I was very successful in overcoming any anxieties until we got up to the front of the line. That was when they made the announcement about not leaving your bags unattended in the terminal. It seemed that the Arabic fellow had moved off, leaving his carry-on bag all by itself in the airport. Even after playing the message a couple of times specifically for his benefit, he didn’t return. Airline policies (and nerves) being what they are these days, one of the ticket agents went over to the bag and carried it out to the National Guard unit stationed outside. Unnerved by this occurrence, we proceeded to check in and then anxiously await our flight while a thousand thoughts crowded our minds. Why did he leave that bag here? Where did he go? What is in the bags he checked in? After a few minutes of nervous fidgeting, the guy returned and discovered his bag missing. After a stern lecture by the ticket agents and the National Guard, he was given back his bag, although he wasn’t allowed to board the plane before he was subjected to a couple of extensive searches.
But all went well. We made it to Charlotte and then to New Orleans in one piece, although I had grown very weary of sitting in metal conveyances all day long. On the way home we thought about some of the individuals we met in Charleston. They would usually ask us “if y’all live in New Orleans, why would you want to come here?” The question struck us as odd.
We wondered why anyone would leave such a pleasant place as Charleston. Then it occurred to me that everywhere we went in Charleston was civilized. The city is spotlessly clean, the people extraordinarily polite and well-mannered. I tried to picture myself living day after day amidst such conditions. I suppose that after a while, civility and ubiquitous pleasantness might get a tad monotonous. One fellow we met was from New York and had been living in Charleston for a few years. He described himself as the bohemian type, but felt like Charleston just isn’t the place for “free spirits.” He was looking forward to his plan to move to Louisiana in a few months. Incidentally, he explained to us that the Low Country refers to the flatlands east of the Appalachian foothills. It’s lower than the mountains, hence “low country.” I found myself hoping for an explanation somewhat less prosaic.

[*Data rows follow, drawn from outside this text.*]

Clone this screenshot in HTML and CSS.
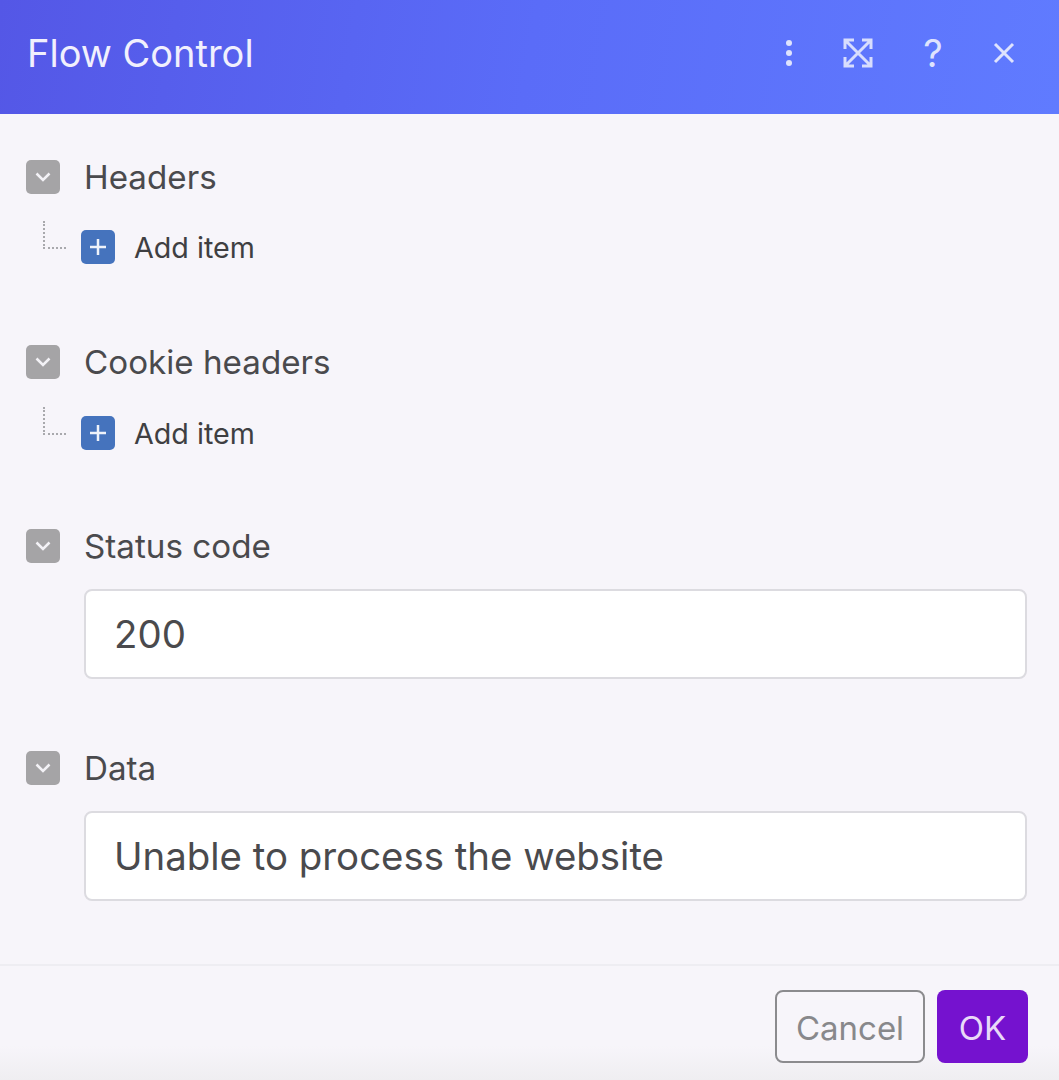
FILE: index.html
```html
<!DOCTYPE html>
<html lang="en">
<head>
    <meta charset="UTF-8">
    <meta name="viewport" content="width=device-width, initial-scale=1.0">
    <title>Flow Control</title>
    <link rel="stylesheet" href="styles.css">
</head>
<body>
    <div class="dialog">
        <div class="header">
            <div class="title">Flow Control</div>
            <div class="header-icons">
                <svg class="icon-dots" width="10" height="32" viewBox="0 0 10 32"><circle cx="5" cy="6" r="3"/><circle cx="5" cy="16" r="3"/><circle cx="5" cy="26" r="3"/></svg>
                <svg class="icon-expand" width="32" height="32" viewBox="0 0 32 32" fill="none"><path d="M3 12V3h9M20 3h9v9M29 20v9h-9M12 29H3v-9M4 4l24 24M28 4L4 28"/></svg>
                <div class="icon-help">?</div>
                <svg class="icon-close" width="24" height="24" viewBox="0 0 24 24" fill="none"><path d="M3 3l18 18M21 3L3 21"/></svg>
            </div>
        </div>

        <div class="content">
            <div class="field field-headers">
                <div class="field-label">
                    <span class="toggle"><svg width="16" height="10" viewBox="0 0 16 10" fill="none"><path d="M1.500 1.500L8 8l6.500-6.500"/></svg></span>
                    <span>Headers</span>
                </div>
                <div class="add-row">
                    <span class="tree-line"></span>
                    <span class="add-btn"><svg width="18" height="18" viewBox="0 0 18 18" fill="none"><path d="M9 1v16M1 9h16"/></svg></span>
                    <span>Add item</span>
                </div>
            </div>

            <div class="field field-cookie">
                <div class="field-label">
                    <span class="toggle"><svg width="16" height="10" viewBox="0 0 16 10" fill="none"><path d="M1.500 1.500L8 8l6.500-6.500"/></svg></span>
                    <span>Cookie headers</span>
                </div>
                <div class="add-row add-row-low">
                    <span class="tree-line"></span>
                    <span class="add-btn"><svg width="18" height="18" viewBox="0 0 18 18" fill="none"><path d="M9 1v16M1 9h16"/></svg></span>
                    <span>Add item</span>
                </div>
            </div>

            <div class="field field-status">
                <div class="field-label">
                    <span class="toggle"><svg width="16" height="10" viewBox="0 0 16 10" fill="none"><path d="M1.500 1.500L8 8l6.500-6.500"/></svg></span>
                    <span>Status code</span>
                </div>
                <div class="text-box">200</div>
            </div>

            <div class="field">
                <div class="field-label">
                    <span class="toggle"><svg width="16" height="10" viewBox="0 0 16 10" fill="none"><path d="M1.500 1.500L8 8l6.500-6.500"/></svg></span>
                    <span>Data</span>
                </div>
                <div class="text-box">Unable to process the website</div>
            </div>
        </div>

        <div class="footer">
            <button class="btn-cancel">Cancel</button>
            <button class="btn-ok">OK</button>
        </div>
    </div>
</body>
</html>
```

FILE: styles.css
```css
body {
    margin: 0;
    font-family: Inter, "Liberation Sans", sans-serif;
    background-color: #f7f5fa;
    color: #4a4a4d;
}
.dialog {
    width: 1059px;
    height: 1080px;
    overflow: hidden;
}
.header {
    height: 114px;
    padding: 0 43px 8px 27px;
    box-sizing: border-box;
    display: flex;
    justify-content: space-between;
    align-items: center;
    background: linear-gradient(100deg, #5457e6 0%, #5a6cf8 50%, #607bff 100%);
    color: #f1f0fd;
}
.title {
    font-size: 38px;
}
.header-icons {
    display: flex;
    align-items: center;
}
.icon-dots {
    fill: #dfe3fd;
    margin-right: 48px;
}
.icon-expand {
    stroke: #d8ddfd;
    stroke-width: 3;
    margin-right: 46px;
}
.icon-help {
    font-size: 38px;
    color: #dfe3fd;
    width: 26px;
    text-align: center;
    margin-right: 46px;
}
.icon-close {
    stroke: #dfe3fd;
    stroke-width: 3;
}
.content {
    padding: 46px 32px 0 26px;
    height: 850px;
    box-sizing: border-box;
}
.field-headers {
    height: 185px;
}
.field-cookie {
    height: 184px;
}
.field-status {
    height: 222px;
}
.field-label {
    display: flex;
    align-items: center;
    gap: 24px;
    height: 34px;
    font-size: 33.2px;
}
.toggle {
    width: 34px;
    height: 34px;
    border-radius: 5px;
    background-color: #a5a4a6;
    display: flex;
    align-items: center;
    justify-content: center;
}
.toggle svg {
    stroke: #f3f2f6;
    stroke-width: 2.5;
}
.add-row {
    display: flex;
    align-items: center;
    margin-top: 36px;
    height: 34px;
    font-size: 28.7px;
    color: #3f3f42;
}
.add-row-low {
    margin-top: 37px;
}
.tree-line {
    width: 23px;
    height: 28px;
    margin: 0 15px 24px 17px;
    border-left: 2px dotted #a9a9ad;
    border-bottom: 2px dotted #a9a9ad;
    box-sizing: border-box;
}
.add-btn {
    width: 34px;
    height: 34px;
    margin-right: 19px;
    border-radius: 5px;
    background-color: #4573bd;
    display: flex;
    align-items: center;
    justify-content: center;
}
.add-btn svg {
    stroke: #eef2fa;
    stroke-width: 2.5;
}
.text-box {
    margin: 26px 0 0 58px;
    height: 90px;
    padding-left: 28px;
    box-sizing: border-box;
    display: flex;
    align-items: center;
    background-color: white;
    border: 2px solid #dcdbe0;
    border-radius: 8px;
    font-size: 38.4px;
}
.footer {
    height: 116px;
    border-top: 2px solid #eeedf2;
    box-sizing: border-box;
    padding: 24px 31px 0 0;
    display: flex;
    justify-content: flex-end;
    gap: 12px;
    background: linear-gradient(180deg, #f7f5fa 70%, #efeef1 100%);
}
.footer button {
    height: 73px;
    padding-top: 3px;
    border-radius: 8px;
    font-family: inherit;
    font-size: 33px;
}
.btn-cancel {
    width: 150px;
    background-color: #f7f5fa;
    border: 2px solid #8b8b8e;
    color: #88888b;
}
.btn-ok {
    width: 91px;
    background-color: #7512cf;
    border: none;
    color: #e9d9f8;
}
```
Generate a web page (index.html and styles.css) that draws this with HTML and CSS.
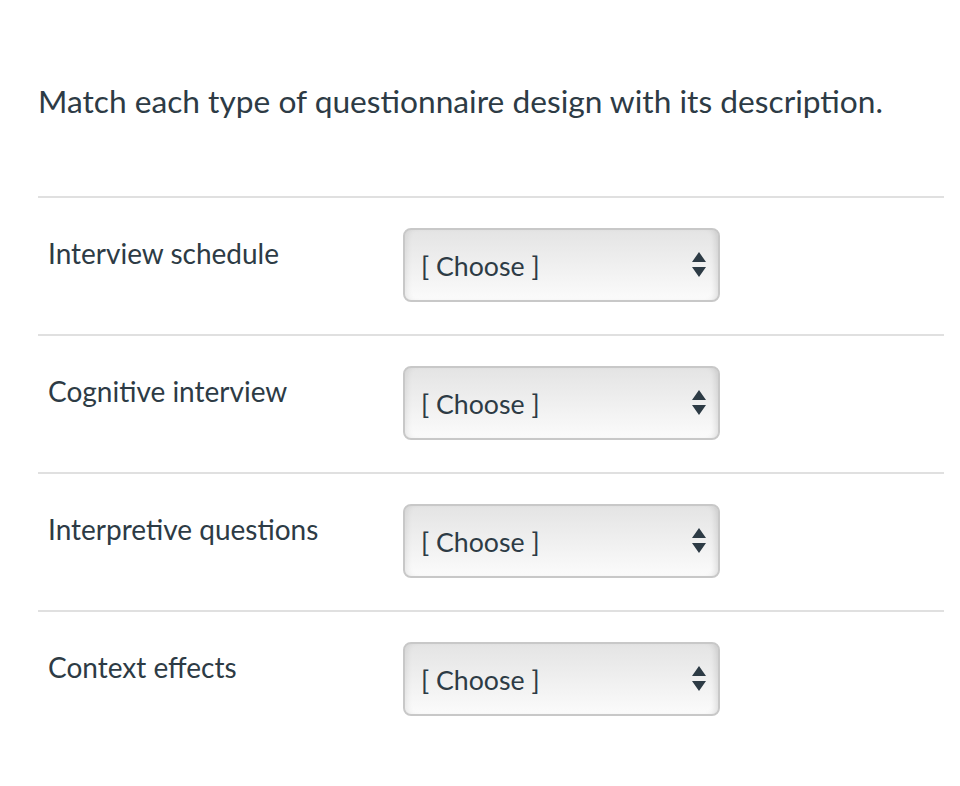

I suppose it’s just a case of always wanting what you don’t have. We New Orleanians appreciated the graciousness and manners of Charleston, having had our fill of the decadence of my hometown. Charlestonians had evidently had it with unending politeness and manners and were ready for a little debauchery, New-Orleans style. Either way, Charleston was a great place to visit. A little pricey, but that just seems to me to be an opportunity screaming for some entrepreneur to open up a hostel or backpacker hotel. If anyone decides to do so, let us know so we can come and give the place a shot in the arm of good ol’ hedonism!